If ever you are unsure what to pray this prayer has it – remember me Lord, remember me in the context of your kingdom, which you have said in all your parables is open to us all.
But what do you say of the first thief? If only Luke had told us!
I think he might have deliberately left it as an open question for us.
As if to say:
You’ve read my interpretation of things in my Gospel and seen how Jesus reached out to those on the edge – what do you now think happened to that other robber.
Especially knowing that in many respects – he’s the one most like you.
I like to think paradise became open for him too.
The two robbers were put to death upon crosses . Both of them
And although the benefits of Jesus’ death touch the destiny of anyone who has ever lived, these two are chronologically the first for whom the cross makes a difference.

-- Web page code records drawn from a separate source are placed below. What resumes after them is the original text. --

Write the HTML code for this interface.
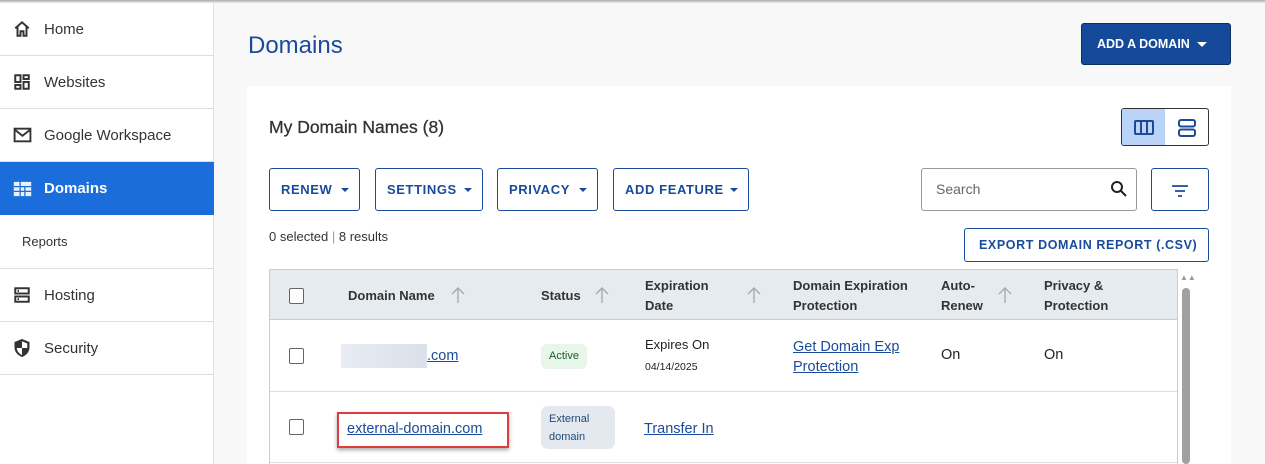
<!DOCTYPE html>
<html><head><style>
*{box-sizing:border-box;margin:0;padding:0}
body{width:1265px;height:464px;overflow:hidden;background:#f8f8f8;font-family:"Liberation Sans",sans-serif;position:relative;color:#333}
.a{position:absolute}
.top{left:0;top:0;width:1265px;height:3px;background:linear-gradient(#aaa,#eee)}
.side{left:0;top:3px;width:214px;height:461px;background:#fff;border-right:1px solid #e2e2e2}
.item{position:absolute;left:0;width:214px;border-bottom:1px solid #ddd;display:flex;align-items:center;font-size:15px;color:#333}
.item svg{position:absolute;left:13px}
.item span{position:absolute;left:44px}
.btn{position:absolute;border:1px solid #1a4b9b;border-radius:3px;background:#fff;color:#1a4b9b;font-weight:bold;font-size:13px;letter-spacing:.6px;display:flex;align-items:center;padding-left:11px}
.btn i{position:absolute;right:10px;top:19px;border:4px solid transparent;border-top:4px solid #1a4b9b;border-bottom:0}
.th{position:absolute;font-size:13px;font-weight:bold;color:#333;line-height:20px}
.cb{position:absolute;width:15px;height:16px;border:1px solid #666;border-radius:2px;background:#fff}
.lnk{position:absolute;color:#1a4b9b;text-decoration:underline;font-size:14.5px;line-height:20px}
.ar{position:absolute;width:14px;height:18px}
</style></head><body>
<div class="a top"></div>
<div class="a side">
 <div class="item" style="top:0;height:53px"><svg width="18" height="18" viewBox="0 0 24 24"><path d="M3 11L12 3l9 8M6 9v12h4v-6h4v6h4V9" fill="none" stroke="#333" stroke-width="2.6"/></svg><span>Home</span></div>
 <div class="item" style="top:53px;height:53px"><svg width="18" height="18" viewBox="0 0 24 24" fill="none" stroke="#333" stroke-width="2.6"><rect x="3" y="3" width="7" height="9"/><rect x="14" y="3" width="7" height="5"/><rect x="3" y="16" width="7" height="5"/><rect x="14" y="12" width="7" height="9"/></svg><span>Websites</span></div>
 <div class="item" style="top:106px;height:53px"><svg width="19" height="16" viewBox="0 0 24 20" fill="none" stroke="#333" stroke-width="2.4"><rect x="2" y="2" width="20" height="16"/><path d="M2 3l10 8 10-8"/></svg><span>Google Workspace</span></div>
 <div class="item" style="top:159px;height:53px;background:#1b6ddc;color:#fff;font-weight:bold;border:0"><svg width="19" height="18" viewBox="0 0 24 22"><rect x="1" y="2" width="22" height="18" fill="#fff" opacity=".9"/><path d="M9 2v18M1 8h22M1 14h22M15 8v12" stroke="#1b6ddc" stroke-width="1.6"/></svg><span>Domains</span></div>
 <div class="item" style="top:212px;height:54px;font-size:13px"><span style="left:22px">Reports</span></div>
 <div class="item" style="top:266px;height:53px"><svg width="18" height="18" viewBox="0 0 24 24" fill="none" stroke="#333" stroke-width="2.6"><rect x="3" y="3" width="18" height="7"/><rect x="3" y="14" width="18" height="7"/><path d="M6 6.5h2M6 17.5h2"/></svg><span>Hosting</span></div>
 <div class="item" style="top:319px;height:53px"><svg width="18" height="20" viewBox="0 0 24 26"><path d="M12 1L2 5v7c0 7 5 11 10 13 5-2 10-6 10-13V5z" fill="#333"/><path d="M12 4v9H5c.5 5 4 8 7 9.5V13h7V7z" fill="#fff"/></svg><span>Security</span></div>
</div>
<div class="a" style="left:248px;top:32px;font-size:24px;color:#1a4b9b">Domains</div>
<div class="a" style="left:1081px;top:23px;width:150px;height:42px;background:#154a9a;border:1px solid #0d2f66;border-radius:3px;color:#fff;font-weight:bold;font-size:12.5px;display:flex;align-items:center;padding-left:15px">ADD A DOMAIN<i style="margin-left:7px;border:5px solid transparent;border-top:5px solid #fff;border-bottom:0"></i></div>
<div class="a" style="left:247px;top:86px;width:984px;height:378px;background:#fff"></div>
<div class="a" style="left:269px;top:117px;font-size:17.5px;color:#333;-webkit-text-stroke:.3px #333">My Domain Names (8)</div>
<div class="a" style="left:1121px;top:108px;width:88px;height:38px;border:1px solid #333;border-radius:3px;overflow:hidden;background:#fff">
 <div style="position:absolute;left:0;top:0;width:43px;height:38px;background:#bad3f7"></div>
 <svg class="a" style="left:12px;top:11px" width="20" height="15" viewBox="0 0 20 15" fill="none" stroke="#1a4b9b" stroke-width="2"><rect x="1" y="1" width="18" height="13" rx="1"/><path d="M7 1v13M13 1v13"/></svg>
 <svg class="a" style="left:56px;top:10px" width="18" height="18" viewBox="0 0 18 18" fill="none" stroke="#1a4b9b" stroke-width="2"><rect x="1" y="1" width="16" height="6.5" rx="2"/><rect x="1" y="10.5" width="16" height="6.5" rx="2"/></svg>
</div>
<div class="btn" style="left:269px;top:168px;width:91px;height:43px">RENEW<i></i></div>
<div class="btn" style="left:375px;top:168px;width:108px;height:43px">SETTINGS<i></i></div>
<div class="btn" style="left:497px;top:168px;width:101px;height:43px">PRIVACY<i></i></div>
<div class="btn" style="left:613px;top:168px;width:136px;height:43px">ADD FEATURE<i></i></div>
<div class="a" style="left:921px;top:168px;width:216px;height:43px;border:1px solid #999;border-radius:3px;background:#fff;font-size:14px;color:#666;padding:12px 0 0 14px">Search
 <svg class="a" style="left:188px;top:11px" width="18" height="18" viewBox="0 0 18 18" fill="none" stroke="#222" stroke-width="2"><circle cx="7" cy="7" r="5"/><path d="M11 11l5 5"/></svg></div>
<div class="a" style="left:1151px;top:168px;width:58px;height:43px;border:1px solid #1a4b9b;border-radius:3px;background:#fff">
 <svg class="a" style="left:20px;top:16px" width="16" height="12" viewBox="0 0 16 12" stroke="#1a4b9b" stroke-width="1.8"><path d="M0 1h16M3 6h10M6 11h4"/></svg></div>
<div class="a" style="left:269px;top:229px;font-size:13px;color:#333">0 selected <span style="color:#7aa5d8">|</span> 8 results</div>
<div class="btn" style="left:964px;top:228px;width:245px;height:34px;padding-left:14px;font-size:12.5px">EXPORT DOMAIN REPORT (.CSV)</div>
<div class="a" style="left:269px;top:269px;width:909px;height:195px;border:1px solid #ccc;border-bottom:0"></div>
<div class="a" style="left:270px;top:270px;width:907px;height:50px;background:#e6ebef;border-bottom:1px solid #ccc"></div>
<div class="cb" style="left:289px;top:288px"></div>
<div class="th" style="left:348px;top:286px">Domain Name</div><svg class="ar" style="left:451px;top:286px" viewBox="0 0 14 18" fill="none" stroke="#aaa" stroke-width="1.4"><path d="M7 17V2M1 8l6-6 6 6"/></svg>
<div class="th" style="left:541px;top:286px">Status</div><svg class="ar" style="left:595px;top:286px" viewBox="0 0 14 18" fill="none" stroke="#aaa" stroke-width="1.4"><path d="M7 17V2M1 8l6-6 6 6"/></svg>
<div class="th" style="left:645px;top:276px">Expiration<br>Date</div><svg class="ar" style="left:747px;top:286px" viewBox="0 0 14 18" fill="none" stroke="#aaa" stroke-width="1.4"><path d="M7 17V2M1 8l6-6 6 6"/></svg>
<div class="th" style="left:793px;top:276px">Domain Expiration<br>Protection</div>
<div class="th" style="left:941px;top:276px">Auto-<br>Renew</div><svg class="ar" style="left:998px;top:286px" viewBox="0 0 14 18" fill="none" stroke="#aaa" stroke-width="1.4"><path d="M7 17V2M1 8l6-6 6 6"/></svg>
<div class="th" style="left:1044px;top:276px">Privacy &amp;<br>Protection</div>
<div class="a" style="left:270px;top:391px;width:907px;height:1px;background:#ddd"></div>
<div class="a" style="left:270px;top:462px;width:907px;height:1px;background:#ddd"></div>
<div class="cb" style="left:289px;top:348px"></div>
<div class="a" style="left:341px;top:344px;width:86px;height:24px;background:linear-gradient(90deg,#e8ebf2,#dbe0ea)"></div>
<div class="lnk" style="left:427px;top:346px">.com</div>
<div class="a" style="left:541px;top:344px;width:46px;height:25px;background:#e8f6e9;border-radius:6px;font-size:11px;color:#1d5c2a;text-align:center;line-height:25px">Active</div>
<div class="a" style="left:645px;top:337px;font-size:13px;color:#222">Expires On</div>
<div class="a" style="left:645px;top:361px;font-size:10.5px;color:#222">04/14/2025</div>
<div class="lnk" style="left:793px;top:337px">Get Domain Exp<br>Protection</div>
<div class="a" style="left:941px;top:347px;font-size:14.5px;color:#222">On</div>
<div class="a" style="left:1044px;top:347px;font-size:14.5px;color:#222">On</div>
<div class="cb" style="left:289px;top:419px"></div>
<div class="a" style="left:337px;top:412px;width:172px;height:36px;border:2px solid #e03c3c;box-shadow:0 2px 4px rgba(0,0,0,.35)"></div>
<div class="lnk" style="left:347px;top:419px">external-domain.com</div>
<div class="a" style="left:541px;top:406px;width:74px;height:43px;background:#e3e9ef;border-radius:7px;font-size:11px;color:#1d4a7a;padding:4px 0 0 8px;line-height:18px">External<br>domain</div>
<div class="lnk" style="left:644px;top:419px">Transfer In</div>
<div class="a" style="left:1180px;top:273px;font-size:8px;color:#999">▲▲</div>
<div class="a" style="left:1182px;top:288px;width:8px;height:176px;background:#a0a0a0;border-radius:4px"></div>
</body></html>
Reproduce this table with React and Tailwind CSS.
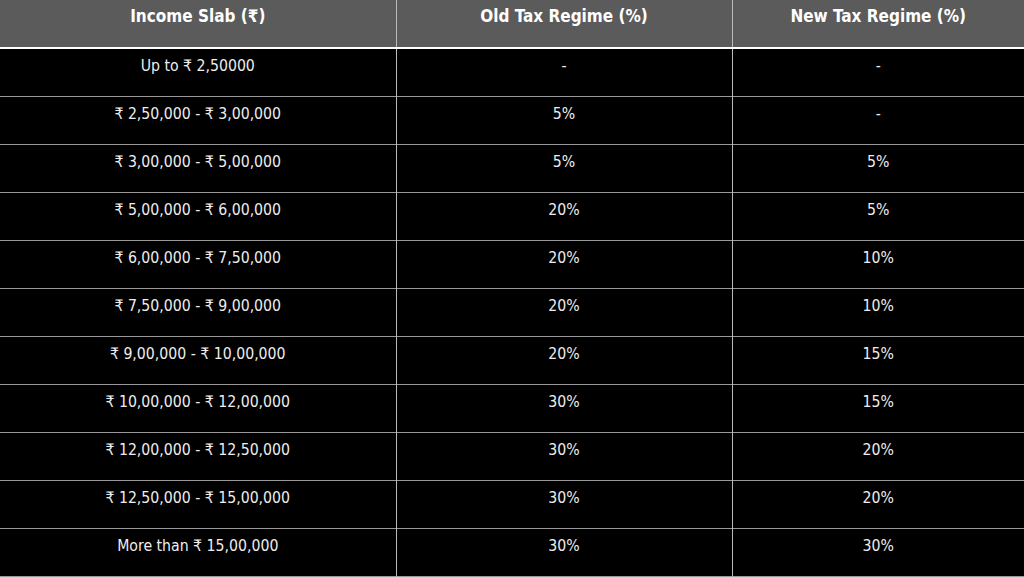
import React from "react";

const rows = [
  ["Up to ₹ 2,50000", "-", "-"],
  ["₹ 2,50,000 - ₹ 3,00,000", "5%", "-"],
  ["₹ 3,00,000 - ₹ 5,00,000", "5%", "5%"],
  ["₹ 5,00,000 - ₹ 6,00,000", "20%", "5%"],
  ["₹ 6,00,000 - ₹ 7,50,000", "20%", "10%"],
  ["₹ 7,50,000 - ₹ 9,00,000", "20%", "10%"],
  ["₹ 9,00,000 - ₹ 10,00,000", "20%", "15%"],
  ["₹ 10,00,000 - ₹ 12,00,000", "30%", "15%"],
  ["₹ 12,00,000 - ₹ 12,50,000", "30%", "20%"],
  ["₹ 12,50,000 - ₹ 15,00,000", "30%", "20%"],
  ["More than ₹ 15,00,000", "30%", "30%"],
];

const App = () => {
  return (
    <div
      className="w-[1024px] h-[577px] bg-black overflow-hidden"
      style={{ fontFamily: '"Liberation Sans Narrow", "DejaVu Sans Condensed", Roboto, sans-serif' }}
    >
      <table className="w-full border-collapse table-fixed text-[15.7px] text-[#eeeeee]">
        <colgroup>
          <col className="w-[396px]" />
          <col className="w-[336px]" />
          <col />
        </colgroup>
        <thead>
          <tr className="h-[48px] bg-[#5b5b5b] border-b-2 border-white">
            <th className="align-top pt-[4px] font-semibold text-white text-[17px] border-r border-[#bbbbbb]">Income Slab (₹)</th>
            <th className="align-top pt-[4px] font-semibold text-white text-[17px] border-r border-[#bbbbbb]">Old Tax Regime (%)</th>
            <th className="align-top pt-[4px] font-semibold text-white text-[17px]">New Tax Regime (%)</th>
          </tr>
        </thead>
        <tbody>
          {rows.map((r, i) => (
            <tr key={i} className="h-[48px] border-b border-[#999999]">
              <td className="align-top pt-[5px] text-center border-r border-[#bbbbbb]">{r[0]}</td>
              <td className="align-top pt-[5px] text-center border-r border-[#bbbbbb]">{r[1]}</td>
              <td className="align-top pt-[5px] text-center">{r[2]}</td>
            </tr>
          ))}
        </tbody>
      </table>
    </div>
  );
};

export default App;
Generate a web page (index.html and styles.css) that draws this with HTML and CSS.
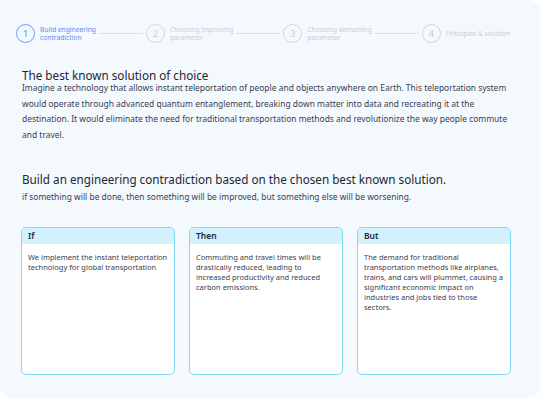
FILE: index.html
```html
<!DOCTYPE html>
<html lang="en">
<head>
    <meta charset="UTF-8">
    <meta name="viewport" content="width=device-width, initial-scale=1.0">
    <title>Engineering Contradiction</title>
    <link rel="stylesheet" href="styles.css">
</head>
<body>

<div class="panel">
    <div class="stepper">
        <div class="step active">
            <span class="step-num">1</span>
            <span class="step-label">Build engineering<br>contradiction</span>
        </div>
        <div class="step-line"></div>
        <div class="step">
            <span class="step-num">2</span>
            <span class="step-label">Choosing improving<br>parameter</span>
        </div>
        <div class="step-line"></div>
        <div class="step">
            <span class="step-num">3</span>
            <span class="step-label">Choosing worsening<br>parameter</span>
        </div>
        <div class="step-line"></div>
        <div class="step">
            <span class="step-num">4</span>
            <span class="step-label">Principles &amp; solution</span>
        </div>
    </div>

    <div class="section">
        <h2>The best known solution of choice</h2>
        <p class="lead">Imagine a technology that allows instant teleportation of people and objects anywhere on Earth. This teleportation system would operate through advanced quantum entanglement, breaking down matter into data and recreating it at the destination. It would eliminate the need for traditional transportation methods and revolutionize the way people commute and travel.</p>
    </div>

    <div class="section">
        <h2>Build an engineering contradiction based on the chosen best known solution.</h2>
        <p class="hint">if something will be done, then something will be improved, but something else will be worsening.</p>
    </div>

    <div class="cards">
        <div class="card">
            <div class="card-head">If</div>
            <div class="card-body">We implement the instant teleportation technology for global transportation</div>
        </div>
        <div class="card">
            <div class="card-head">Then</div>
            <div class="card-body">Commuting and travel times will be drastically reduced, leading to increased productivity and reduced carbon emissions.</div>
        </div>
        <div class="card">
            <div class="card-head">But</div>
            <div class="card-body">The demand for traditional transportation methods like airplanes, trains, and cars will plummet, causing a significant economic impact on industries and jobs tied to those sectors.</div>
        </div>
    </div>
</div>

</body>
</html>
```

FILE: styles.css
```css
body {
    font-family: "Noto Sans", "Open Sans", sans-serif;
    margin: 0;
    padding: 0;
    background-color: #fff;
    color: #222734;
}
.panel {
    background-color: #f4f9fe;
    width: 540px;
    height: 398px;
    border-radius: 0 12px 12px 12px;
    padding: 24px 22px 0 22px;
    box-sizing: border-box;
}

/* stepper */
.stepper {
    display: flex;
    align-items: center;
    margin-left: -6px;
}
.step {
    display: flex;
    align-items: center;
    gap: 5px;
    color: #c9cdd5;
    flex-shrink: 0;
    white-space: nowrap;
}
.step-num {
    width: 17px;
    height: 17px;
    border: 1px solid #d3d7de;
    border-radius: 50%;
    display: flex;
    align-items: center;
    justify-content: center;
    font-size: 9px;
}
.step-label {
    font-size: 6.7px;
    line-height: 8px;
}
.step.active {
    color: #5b8ef2;
}
.step.active .step-num {
    border-color: #6b9df3;
}
.step-line {
    width: 44px;
    height: 1px;
    background-color: #dde1e7;
    margin: 0 3px;
    flex-shrink: 0;
}

/* text sections */
.section {
    margin-top: 24px;
}
.section + .section {
    margin-top: 29px;
}
h2 {
    font-size: 11.7px;
    font-weight: 400;
    margin: 0;
    line-height: 17px;
}
.lead {
    font-size: 8.45px;
    line-height: 15.5px;
    margin: -4px 0 0;
    color: #3a4050;
}
.hint {
    font-size: 8.45px;
    line-height: 12px;
    margin: 3px 0 0;
    color: #3a4050;
}

/* cards */
.cards {
    display: flex;
    gap: 14px;
    margin-top: 24px;
    margin-left: -1px;
}
.card {
    width: 154px;
    height: 148px;
    box-sizing: border-box;
    border: 1px solid #7fd9f7;
    border-radius: 5px;
    background-color: #fff;
    overflow: hidden;
}
.card-head {
    background-color: #d3f1fc;
    font-size: 8.5px;
    font-weight: 600;
    padding: 3px 6px;
    height: 16px;
    box-sizing: border-box;
    line-height: 10px;
}
.card-body {
    font-size: 7.5px;
    line-height: 10px;
    padding: 8px 6px;
    color: #3a4050;
}
```
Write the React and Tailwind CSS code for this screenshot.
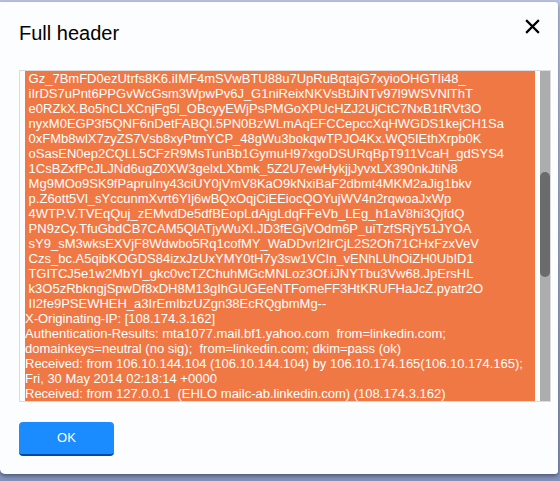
const HEADER_LINES = [
  " Gz_7BmFD0ezUtrfs8K6.iIMF4mSVwBTU88u7UpRuBqtajG7xyioOHGTIi48_",
  " iIrDS7uPnt6PPGvWcGsm3WpwPv6J_G1niReixNKVsBtJiNTv97l9WSVNlThT",
  " e0RZkX.Bo5hCLXCnjFg5l_OBcyyEWjPsPMGoXPUcHZJ2UjCtC7NxB1tRVt3O",
  " nyxM0EGP3f5QNF6nDetFABQl.5PN0BzWLmAqEFCCepccXqHWGDS1kejCH1Sa",
  " 0xFMb8wlX7zyZS7Vsb8xyPtmYCP_48gWu3bokqwTPJO4Kx.WQ5IEthXrpb0K",
  " oSasEN0ep2CQLL5CFzR9MsTunBb1GymuH97xgoDSURqBpT911VcaH_gdSYS4",
  " 1CsBZxfPcJLJNd6ugZ0XW3gelxLXbmk_5Z2U7ewHykjjJyvxLX390nkJtiN8",
  " Mg9MOo9SK9fPapruIny43ciUY0jVmV8KaO9kNxiBaF2dbmt4MKM2aJig1bkv",
  " p.Z6ott5Vl_sYccunmXvrt6YIj6wBQxOqjCiEEiocQOYujWV4n2rqwoaJxWp",
  " 4WTP.V.TVEqQuj_zEMvdDe5dfBEopLdAjgLdqFFeVb_LEg_h1aV8hi3QjfdQ",
  " PN9zCy.TfuGbdCB7CAM5QlATjyWuXI.JD3fEGjVOdm6P_uiTzfSRjY51JYOA",
  " sY9_sM3wksEXVjF8Wdwbo5Rq1cofMY_WaDDvrl2IrCjL2S2Oh71CHxFzxVeV",
  " Czs_bc.A5qibKOGDS84izxJzUxYMY0tH7y3sw1VCIn_vENhLUhOiZH0UbID1",
  " TGITCJ5e1w2MbYI_gkc0vcTZChuhMGcMNLoz3Of.iJNYTbu3Vw68.JpErsHL",
  " k3O5zRbkngjSpwDf8xDH8M13gIhGUGEeNTFomeFF3HtKRUFHaJcZ.pyatr2O",
  " II2fe9PSEWHEH_a3IrEmIbzUZgn38EcRQgbmMg--",
  "X-Originating-IP: [108.174.3.162]",
  "Authentication-Results: mta1077.mail.bf1.yahoo.com  from=linkedin.com;",
  "domainkeys=neutral (no sig);  from=linkedin.com; dkim=pass (ok)",
  "Received: from 106.10.144.104 (106.10.144.104) by 106.10.174.165(106.10.174.165);",
  "Fri, 30 May 2014 02:18:14 +0000",
  "Received: from 127.0.0.1  (EHLO mailc-ab.linkedin.com) (108.174.3.162)",
];

function App() {
  return (
    <div className="w-[560px] h-[481px] overflow-hidden pt-[2px] pr-[2px] bg-gradient-to-b from-[#bcc3e2] to-[#8393ba] font-['Liberation_Sans',sans-serif]">
      <div className="h-[472px] rounded-r-[3px] rounded-bl-[5px] bg-[#fcfdff] shadow-[0_2px_4px_rgba(20,25,50,0.5)] pl-[19px] pr-[7px] flex flex-col">
        {/* Title row */}
        <div className="h-[68px] flex items-start justify-between">
          <h2 className="mt-[19px] text-[20px] leading-[24px] text-black">Full header</h2>
          <button type="button" className="mt-[16px] mr-[10px] w-[17px] h-[17px] text-black">
            <svg viewBox="0 0 16 16" className="w-[17px] h-[17px]" fill="none" stroke="currentColor" strokeWidth="2">
              <path d="M2 2l12 12M14 2L2 14" />
            </svg>
          </button>
        </div>

        {/* Scrolling header text */}
        <div className="h-[332px] border border-[#dcdcdc] flex overflow-hidden">
          <div className="flex-1 pl-[5px] pr-[5px] overflow-hidden">
            <pre className="bg-[#f07845] text-white text-[13px] leading-[15px] h-full whitespace-pre font-['Liberation_Sans',sans-serif] overflow-hidden">
              {HEADER_LINES.join("\n")}
            </pre>
          </div>
          <div className="w-[10px] bg-[#adadad]">
            <div className="mt-[101px] h-[105px] rounded-[5px] bg-[#6b6b6b]" />
          </div>
        </div>

        {/* Footer */}
        <div className="pt-[20px]">
          <button type="button" className="w-[95px] h-[34px] rounded-[4px] bg-[#1a8cff] border-b-2 border-[#0a479e] text-white text-[13px]">
            OK
          </button>
        </div>
      </div>
    </div>
  );
}

export default App;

The first robber then is an early test case of the wideness of his mercy.
To me not just a witness of what happened to Jesus – but of what can happen to people like you and I.
Later in the Psalm I quoted earlier such optimism and hope comes bursting through.
The sort of prayer made by one for whom paradise becomes a reality.
For me there’s always got to be two robbers not one who raise their voices in such praise:
My times are in thy hand, deliver me from the hand of my persecutors. Let thy face shine on thy servant , save me in thy steadfast love.
O how abundant is thy goodness, which thou hast laid up for those who fear thee and wrought for those who take refuge in thee
Blessed be the Lord, for he has wondrously shown his steadfast love to me when I was beset as in a besieged city
For thou didst hear my supplications – when I cried to thee for help.